If you read any history of the beginnings of agriculture – and if you haven’t yet, I recommend that you do; Colin Tudge and James C. Scott are names to look out for – you will soon come across the idea of domestication. Simply put, a domesticated plant or animal is one that relies more or less on human beings for its survival.
Wheat, for example, wouldn’t last long without our help. It’s a variety of grass that is largely unable to reproduce, because we have bred out the ability of the seed-heads to break open naturally (that’s what threshing is for). Likewise our modern breeds of dairy cattle are unable to sustain themselves on natural foods, because we have selected for animals whose metabolism is directed at milk production rather than at sustaining the cow herself. This is why they tend to look as if they are starving to death, because in reality they are; without artificial concentrated feeds they would die.
Of course there are “domesticated” animals that retain the ability to survive independently. While some dogs have been bred to have hideous deformities that some people apparently find aesthetically pleasing – for example, the King Charles spaniel, whose skull is sometimes too small to contain its brain – the average mutt can usually fend for itself, especially once it finds some other mutts to make a pack. When I was a kid, most dogs on the street seemed to be living that way.
Cats are even more independent. It is usually said to have been the ancient Egyptians who were first domesticated by cats; they worshipped cats as avatars of the goddess Bastet, and that’s pretty much the way modern cats still seem to think it should work. Even so, we have managed to produce breeds of cat like the hairless Sphynx (oh, the irony of that name) which would struggle to survive in the wild.

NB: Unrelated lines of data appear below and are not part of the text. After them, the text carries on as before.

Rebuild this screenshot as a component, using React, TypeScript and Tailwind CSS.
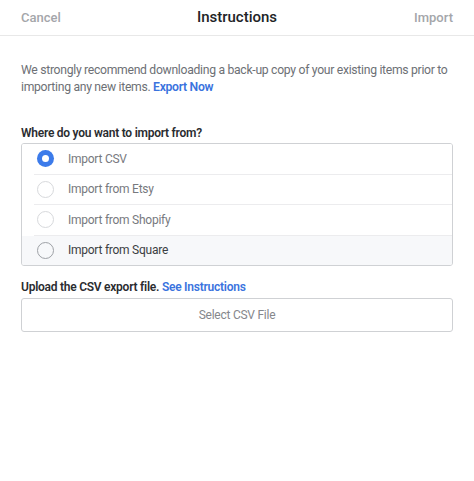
const options = [
  { label: "Import CSV", checked: true, strong: false },
  { label: "Import from Etsy", checked: false, strong: false },
  { label: "Import from Shopify", checked: false, strong: false },
  { label: "Import from Square", checked: false, strong: true },
];

export default function App() {
  return (
    <div className="h-[481px] w-[474px] bg-white font-['Roboto',sans-serif] text-[12px] tracking-[-0.25px]">
      <div className="flex h-[36px] items-center justify-between border-b border-[#e8e8e8] px-[21px] tracking-normal">
        <span className="w-[60px] text-[13px] font-medium text-[#a4a6aa]">Cancel</span>
        <span className="text-[15px] font-medium text-[#212326]">Instructions</span>
        <span className="w-[60px] text-right text-[13px] font-medium text-[#a4a6aa]">Import</span>
      </div>

      <div className="px-[21px]">
        <p className="mt-[26px] text-[12.2px] leading-[17px] tracking-[-0.3px] text-[#6d7075]">
          We strongly recommend downloading a back-up copy of your existing items prior to importing any new items.{" "}
          <span className="font-semibold text-[#3a73de]">Export Now</span>
        </p>

        <p className="mt-[29px] leading-[17px] font-semibold text-[#2a2c30]">Where do you want to import from?</p>

        <div className="mt-[1px] overflow-hidden rounded-[3px] border border-[#cfd1d4]">
          {options
            .map((o) => (
              <div
                key={o.label}
                className={`flex h-[29.5px] items-center pl-[15px] ${o.strong ? "bg-[#f7f8fa]" : "bg-white"}`}
              >
                {o.checked ? (
                  <span className="flex h-[17px] w-[17px] items-center justify-center rounded-full bg-[#3c7bea]">
                    <span className="h-[7px] w-[7px] rounded-full bg-white" />
                  </span>
                ) : (
                  <span
                    className={`h-[17px] w-[17px] rounded-full border ${o.strong ? "border-[#9ea1a6]" : "border-[#d7d9dc]"}`}
                  />
                )}
                <span className={`ml-[14px] ${o.strong ? "text-[#3b3e42]" : "text-[#77797e]"}`}>{o.label}</span>
              </div>
            ))
            .flatMap((row, i) =>
              i === 0 ? [row] : [<div key={`d${i}`} className="ml-[12px] h-px bg-[#ececee]" />, row]
            )}
        </div>

        <p className="mt-[13px] leading-[17px] font-semibold text-[#2a2c30]">
          Upload the CSV export file. <span className="text-[#3a73de]">See Instructions</span>
        </p>

        <button className="mt-[2px] flex h-[34px] w-full items-center justify-center rounded-[3px] border border-[#cfd1d4] bg-white text-[#85878c]">
          Select CSV File
        </button>
      </div>
    </div>
  );
}
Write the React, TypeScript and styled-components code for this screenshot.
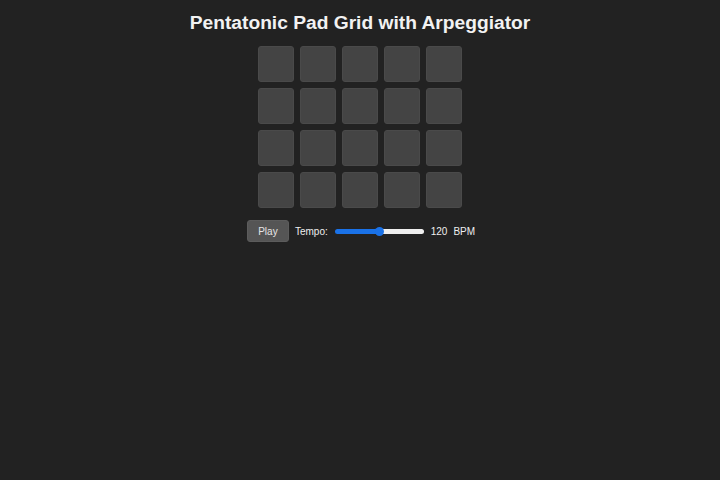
import React, { useState } from "react";
import styled, { createGlobalStyle } from "styled-components";

const GlobalStyle = createGlobalStyle`
  html, body {
    margin: 0;
    padding: 0;
    background: #222222;
    height: 100%;
  }
  body {
    font-family: "Liberation Sans", Arial, sans-serif;
    color: #eeeeee;
  }
`;

const Page = styled.div`
  display: flex;
  flex-direction: column;
  align-items: center;
  min-height: 480px;
  padding-top: 12px;
  box-sizing: border-box;
`;

const Title = styled.h1`
  margin: 0 0 12px;
  font-size: 19.2px;
  line-height: 22px;
  font-weight: bold;
  color: #f2f2f2;
`;

const PadGrid = styled.div`
  display: grid;
  grid-template-columns: repeat(5, 36px);
  grid-auto-rows: 36px;
  gap: 6px;
`;

const Pad = styled.button<{ $active: boolean }>`
  width: 36px;
  height: 36px;
  padding: 0;
  border: 1px solid #4a4a4a;
  border-radius: 3px;
  background: ${(p) => (p.$active ? "#6a8fd8" : "#444444")};
  cursor: pointer;
`;

const Controls = styled.div`
  display: flex;
  align-items: center;
  gap: 6px;
  margin-top: 12px;
  padding-left: 2px;
  font-size: 10px;
  color: #eeeeee;
`;

const PlayButton = styled.button`
  width: 42px;
  height: 22px;
  padding: 0;
  border: 1px solid #5c5c5c;
  border-radius: 3px;
  background: #555555;
  color: #e6e6e6;
  font-family: "Liberation Sans", Arial, sans-serif;
  font-size: 10px;
  cursor: pointer;
`;

const Label = styled.span`
  white-space: nowrap;
`;

const Range = styled.input`
  -webkit-appearance: none;
  appearance: none;
  width: 89px;
  height: 9px;
  margin: 0 1px;
  background: transparent;
  cursor: pointer;

  &::-webkit-slider-runnable-track {
    height: 5px;
    border-radius: 3px;
    background: linear-gradient(
      to right,
      #1a72e8 0%,
      #1a72e8 var(--fill),
      #efefef var(--fill),
      #efefef 100%
    );
  }
  &::-webkit-slider-thumb {
    -webkit-appearance: none;
    width: 9px;
    height: 9px;
    margin-top: -2px;
    border: none;
    border-radius: 50%;
    background: #1a72e8;
  }
`;

const ROWS = 4;
const COLS = 5;

export default function App() {
  const [active, setActive] = useState<boolean[]>(Array(ROWS * COLS).fill(false));
  const [tempo, setTempo] = useState(120);
  const [playing, setPlaying] = useState(false);
  const min = 60;
  const max = 180;
  const fill = ((tempo - min) / (max - min)) * 100;

  return (
    <>
      <GlobalStyle />
      <Page>
        <Title>Pentatonic Pad Grid with Arpeggiator</Title>
        <PadGrid>
          {active.map((on, i) => (
            <Pad
              key={i}
              $active={on}
              onClick={() =>
                setActive((a) => a.map((v, j) => (j === i ? !v : v)))
              }
            />
          ))}
        </PadGrid>
        <Controls>
          <PlayButton onClick={() => setPlaying((p) => !p)}>
            {playing ? "Stop" : "Play"}
          </PlayButton>
          <Label>Tempo:</Label>
          <Range
            type="range"
            min={min}
            max={max}
            value={tempo}
            onChange={(e) => setTempo(Number(e.target.value))}
            style={{ ["--fill" as string]: `${fill}%` } as React.CSSProperties}
          />
          <Label>{tempo}</Label>
          <Label>BPM</Label>
        </Controls>
      </Page>
    </>
  );
}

There are studies that appear to show that domesticated animals tend to have smaller brains than their wild counterparts – even, for example, in the case of farmed salmon. Some of this is to do with removing the bits that deal with fleeing predators, since (1) we take care of that for them and (2) in the end we are the predators and we want them to be reasonably co-operative.
All of this makes me wonder how much this is equally applicable to the average citizen of an industrialised civilisation. After all, if all you know about drinking-water is that it comes out of the tap, and all you know about food is that you get it from the supermarket, how well-equipped will you be for survival when those things are taken away from you?
The cynical part of me – and if you’ve read this blog before, it won’t surprise you to learn that I have one – thinks that this suits our elites just fine. After all, if we can’t survive outside the world that has been built for us, they needn’t chain us to it. We just have to put up with it, the same way that battery chickens do. And if they dumb us down sufficiently, the idea of running away won’t even occur to us.
The people whom we dismissively term “hunter-gatherers” have got all that stuff down, because they have to. They may only know how to answer those questions within a limited area, but boy can they answer them. This is the result of collective knowledge handed down over generations, or what might otherwise be called tradition. (Indeed, that is the literal meaning of the Latin word traditio, “handing over.”)
Once upon a time someone ate one of those mushrooms, and they turned blue and keeled over, so we don’t eat those mushrooms. That’s the kind of thing you really need to know, because those other mushrooms are really good to eat. And so on. Anthropologists researching indigenous peoples routinely report that they can identify huge numbers of plant and other species in their environment, because of course they can. When you think about it, it’s no more remarkable than being able to read a train timetable is for us.
It’s been said that if you were to transport a Kalahari bushman to Piccadilly he wouldn’t last twenty minutes. But by the same token, if you were to transport the average denizen of Piccadilly to the Kalahari, neither would they. It’s a question of tradition, and of adequate education within that tradition.
It seems to me that the traditions of industrial civilisation within which we are all brought up are going to prove woefully inadequate to cope with what the future holds for us. We are already seeing food shortages, water shortages, fuel and energy prices which are increasingly out of reach for many people. The time is coming when more and more of us are going to have to fall back on what economists like to call primary production, or what we used to call Nature back when that was still a respectable term.
This is not to say that you are going to wake up one morning in the middle of the jungle with nothing but a machete and a rumbling stomach. You are, however, going to wake up one morning quite soon with a rumbling stomach and no access to whatever foodstuffs might still be stocked by our local supermarket. You may find one day that you turn on the tap and nothing happens. Is there a reliable source of potable water within walking distance of where you live? Who can you rely on to help in an emergency? What skills or other goods to you have to offer to someone else who has what you need? Do you even know who those people are or what they want?
The good news is that rescued battery chickens can usually adapt well to life in a more natural environment, and if a chicken can figure it out there must be hope for the rest if us. But we have rather more complex needs than a chicken does. It behoves us all to skill up, to the extent that we can, and above all to help one another through this mess. That may sound like Communism to you, but to me it just seems like common sense. Not that there’s too much of that about at the moment.